## [Aim]
The answer should be a single number: how many lines of the entries below hold the word "Generate".

[Entries with page source code]
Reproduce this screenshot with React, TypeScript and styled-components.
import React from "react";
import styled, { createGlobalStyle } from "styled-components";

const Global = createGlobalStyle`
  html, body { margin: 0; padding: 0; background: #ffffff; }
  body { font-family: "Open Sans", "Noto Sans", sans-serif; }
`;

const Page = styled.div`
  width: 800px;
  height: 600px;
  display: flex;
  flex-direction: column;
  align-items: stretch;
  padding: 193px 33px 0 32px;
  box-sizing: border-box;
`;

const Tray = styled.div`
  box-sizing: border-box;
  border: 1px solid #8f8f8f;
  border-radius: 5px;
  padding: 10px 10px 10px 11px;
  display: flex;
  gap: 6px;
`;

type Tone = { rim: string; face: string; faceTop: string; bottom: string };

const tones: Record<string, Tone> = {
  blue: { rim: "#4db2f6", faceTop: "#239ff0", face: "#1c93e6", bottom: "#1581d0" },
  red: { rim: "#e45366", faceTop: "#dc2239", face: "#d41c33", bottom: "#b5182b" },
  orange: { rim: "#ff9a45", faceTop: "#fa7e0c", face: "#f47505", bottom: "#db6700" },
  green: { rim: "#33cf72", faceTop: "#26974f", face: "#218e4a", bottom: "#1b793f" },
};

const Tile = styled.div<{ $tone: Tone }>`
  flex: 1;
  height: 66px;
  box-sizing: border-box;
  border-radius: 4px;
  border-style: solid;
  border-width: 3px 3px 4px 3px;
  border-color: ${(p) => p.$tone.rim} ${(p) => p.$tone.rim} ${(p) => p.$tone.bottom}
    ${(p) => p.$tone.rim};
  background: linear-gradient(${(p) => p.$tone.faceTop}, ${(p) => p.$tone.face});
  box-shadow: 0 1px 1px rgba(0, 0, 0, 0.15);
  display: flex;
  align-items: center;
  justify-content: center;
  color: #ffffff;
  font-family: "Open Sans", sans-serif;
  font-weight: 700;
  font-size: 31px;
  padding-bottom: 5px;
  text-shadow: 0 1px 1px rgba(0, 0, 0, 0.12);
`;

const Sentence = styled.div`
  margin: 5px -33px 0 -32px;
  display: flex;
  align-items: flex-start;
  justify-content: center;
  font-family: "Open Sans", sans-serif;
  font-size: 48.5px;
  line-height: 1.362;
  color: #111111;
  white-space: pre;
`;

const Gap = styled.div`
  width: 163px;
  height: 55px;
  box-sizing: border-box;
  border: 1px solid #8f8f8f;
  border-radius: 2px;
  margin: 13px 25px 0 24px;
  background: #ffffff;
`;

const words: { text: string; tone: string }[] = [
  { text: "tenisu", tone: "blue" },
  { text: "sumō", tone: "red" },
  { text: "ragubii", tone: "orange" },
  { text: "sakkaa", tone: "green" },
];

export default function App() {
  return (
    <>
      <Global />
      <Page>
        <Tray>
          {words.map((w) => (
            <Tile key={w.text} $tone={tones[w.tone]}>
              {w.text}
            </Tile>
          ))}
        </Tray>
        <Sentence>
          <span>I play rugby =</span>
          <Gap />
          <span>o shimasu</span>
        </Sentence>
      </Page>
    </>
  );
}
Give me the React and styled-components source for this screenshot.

==

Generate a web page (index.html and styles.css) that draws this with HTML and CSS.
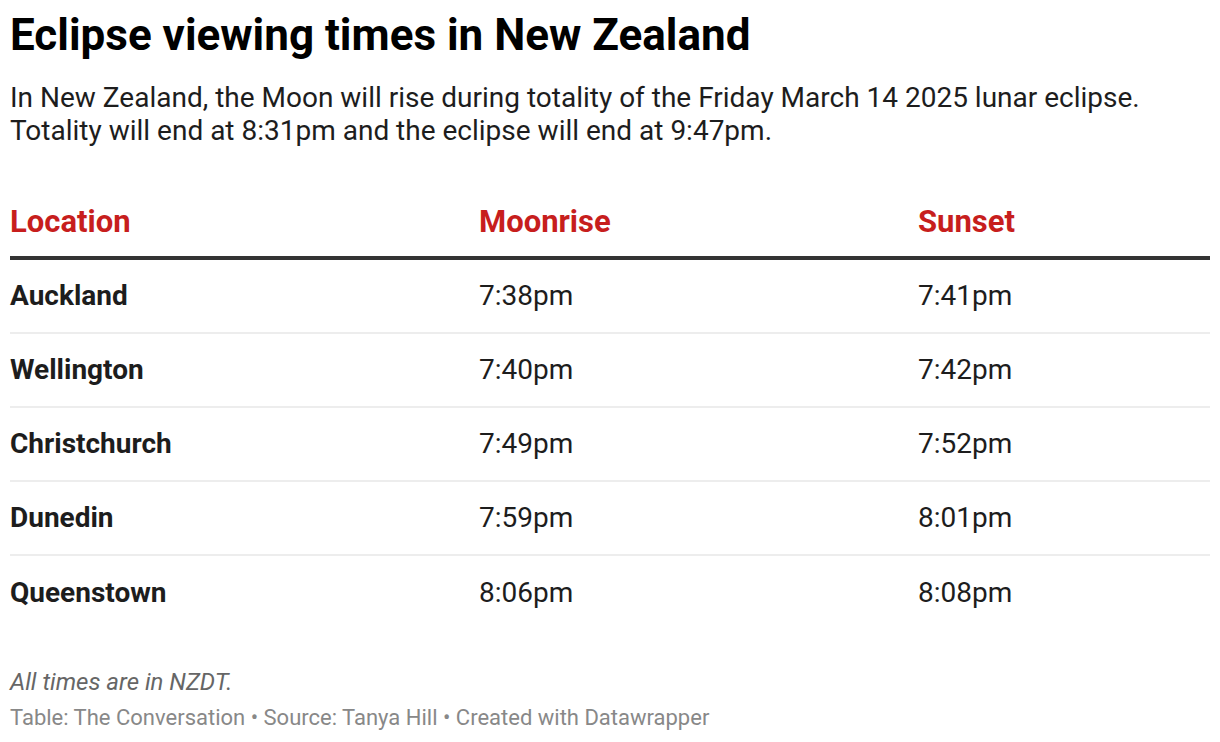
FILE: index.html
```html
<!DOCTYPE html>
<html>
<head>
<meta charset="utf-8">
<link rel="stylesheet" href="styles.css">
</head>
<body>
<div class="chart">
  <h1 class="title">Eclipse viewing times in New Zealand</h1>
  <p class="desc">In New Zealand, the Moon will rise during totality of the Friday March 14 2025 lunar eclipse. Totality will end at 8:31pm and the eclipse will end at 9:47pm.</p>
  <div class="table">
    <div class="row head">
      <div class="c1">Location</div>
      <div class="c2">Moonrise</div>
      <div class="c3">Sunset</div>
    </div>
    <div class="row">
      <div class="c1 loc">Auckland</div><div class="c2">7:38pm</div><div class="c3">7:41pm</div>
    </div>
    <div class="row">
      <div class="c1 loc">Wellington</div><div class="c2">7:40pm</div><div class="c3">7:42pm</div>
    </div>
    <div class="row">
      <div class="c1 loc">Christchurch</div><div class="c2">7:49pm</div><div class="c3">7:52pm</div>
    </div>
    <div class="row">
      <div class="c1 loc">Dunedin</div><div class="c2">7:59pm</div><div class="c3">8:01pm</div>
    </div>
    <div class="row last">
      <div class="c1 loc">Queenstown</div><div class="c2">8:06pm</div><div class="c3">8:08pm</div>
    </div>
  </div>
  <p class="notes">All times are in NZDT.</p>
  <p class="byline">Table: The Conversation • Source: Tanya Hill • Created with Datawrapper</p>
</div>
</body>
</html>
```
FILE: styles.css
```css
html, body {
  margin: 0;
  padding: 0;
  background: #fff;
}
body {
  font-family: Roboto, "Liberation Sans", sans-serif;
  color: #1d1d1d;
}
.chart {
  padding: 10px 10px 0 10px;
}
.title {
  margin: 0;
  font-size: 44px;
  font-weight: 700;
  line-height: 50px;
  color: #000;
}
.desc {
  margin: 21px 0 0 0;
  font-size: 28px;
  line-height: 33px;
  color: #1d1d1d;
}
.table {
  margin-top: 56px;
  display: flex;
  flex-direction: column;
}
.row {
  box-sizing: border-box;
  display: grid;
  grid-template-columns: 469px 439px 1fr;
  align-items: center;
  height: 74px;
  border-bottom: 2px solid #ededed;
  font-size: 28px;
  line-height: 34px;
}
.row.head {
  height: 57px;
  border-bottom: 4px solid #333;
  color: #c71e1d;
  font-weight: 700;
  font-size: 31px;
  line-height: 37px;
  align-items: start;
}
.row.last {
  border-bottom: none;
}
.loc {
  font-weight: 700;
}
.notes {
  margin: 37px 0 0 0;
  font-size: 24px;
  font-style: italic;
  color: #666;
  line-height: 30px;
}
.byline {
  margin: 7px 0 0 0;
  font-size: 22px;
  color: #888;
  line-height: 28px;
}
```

---

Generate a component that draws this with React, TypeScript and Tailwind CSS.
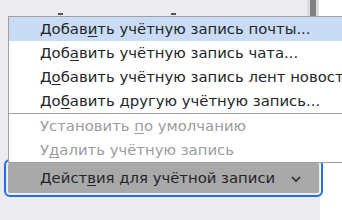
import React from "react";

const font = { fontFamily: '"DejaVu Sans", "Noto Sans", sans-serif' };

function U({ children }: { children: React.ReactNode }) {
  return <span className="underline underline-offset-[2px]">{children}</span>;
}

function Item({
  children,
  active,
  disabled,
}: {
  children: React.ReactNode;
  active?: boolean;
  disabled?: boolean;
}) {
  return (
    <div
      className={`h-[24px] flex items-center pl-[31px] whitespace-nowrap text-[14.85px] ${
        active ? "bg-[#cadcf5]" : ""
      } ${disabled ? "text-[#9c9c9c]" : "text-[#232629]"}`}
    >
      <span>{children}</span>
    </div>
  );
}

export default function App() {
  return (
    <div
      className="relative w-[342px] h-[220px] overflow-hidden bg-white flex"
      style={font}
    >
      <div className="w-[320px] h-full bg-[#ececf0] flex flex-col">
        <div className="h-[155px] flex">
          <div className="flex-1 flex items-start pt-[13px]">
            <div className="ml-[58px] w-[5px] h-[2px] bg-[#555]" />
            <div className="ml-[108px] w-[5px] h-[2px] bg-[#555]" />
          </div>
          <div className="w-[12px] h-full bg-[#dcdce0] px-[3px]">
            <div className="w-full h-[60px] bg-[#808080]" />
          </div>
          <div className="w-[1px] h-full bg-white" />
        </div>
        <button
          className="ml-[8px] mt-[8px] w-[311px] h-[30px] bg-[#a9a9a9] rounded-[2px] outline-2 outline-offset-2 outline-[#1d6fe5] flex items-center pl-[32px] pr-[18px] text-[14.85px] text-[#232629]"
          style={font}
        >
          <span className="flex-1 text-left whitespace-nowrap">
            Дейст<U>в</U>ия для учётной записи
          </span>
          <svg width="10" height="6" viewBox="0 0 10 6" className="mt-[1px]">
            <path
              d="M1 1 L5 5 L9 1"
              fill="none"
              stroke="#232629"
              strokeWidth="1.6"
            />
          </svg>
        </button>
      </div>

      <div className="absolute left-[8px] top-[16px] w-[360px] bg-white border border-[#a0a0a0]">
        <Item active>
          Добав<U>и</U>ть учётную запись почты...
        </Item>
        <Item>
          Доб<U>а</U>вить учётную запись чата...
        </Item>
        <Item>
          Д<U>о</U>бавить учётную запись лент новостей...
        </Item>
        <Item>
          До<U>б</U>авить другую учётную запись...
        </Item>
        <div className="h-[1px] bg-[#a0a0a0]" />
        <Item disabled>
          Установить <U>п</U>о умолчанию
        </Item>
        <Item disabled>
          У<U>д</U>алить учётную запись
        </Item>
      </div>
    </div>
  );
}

## [Final answer]
2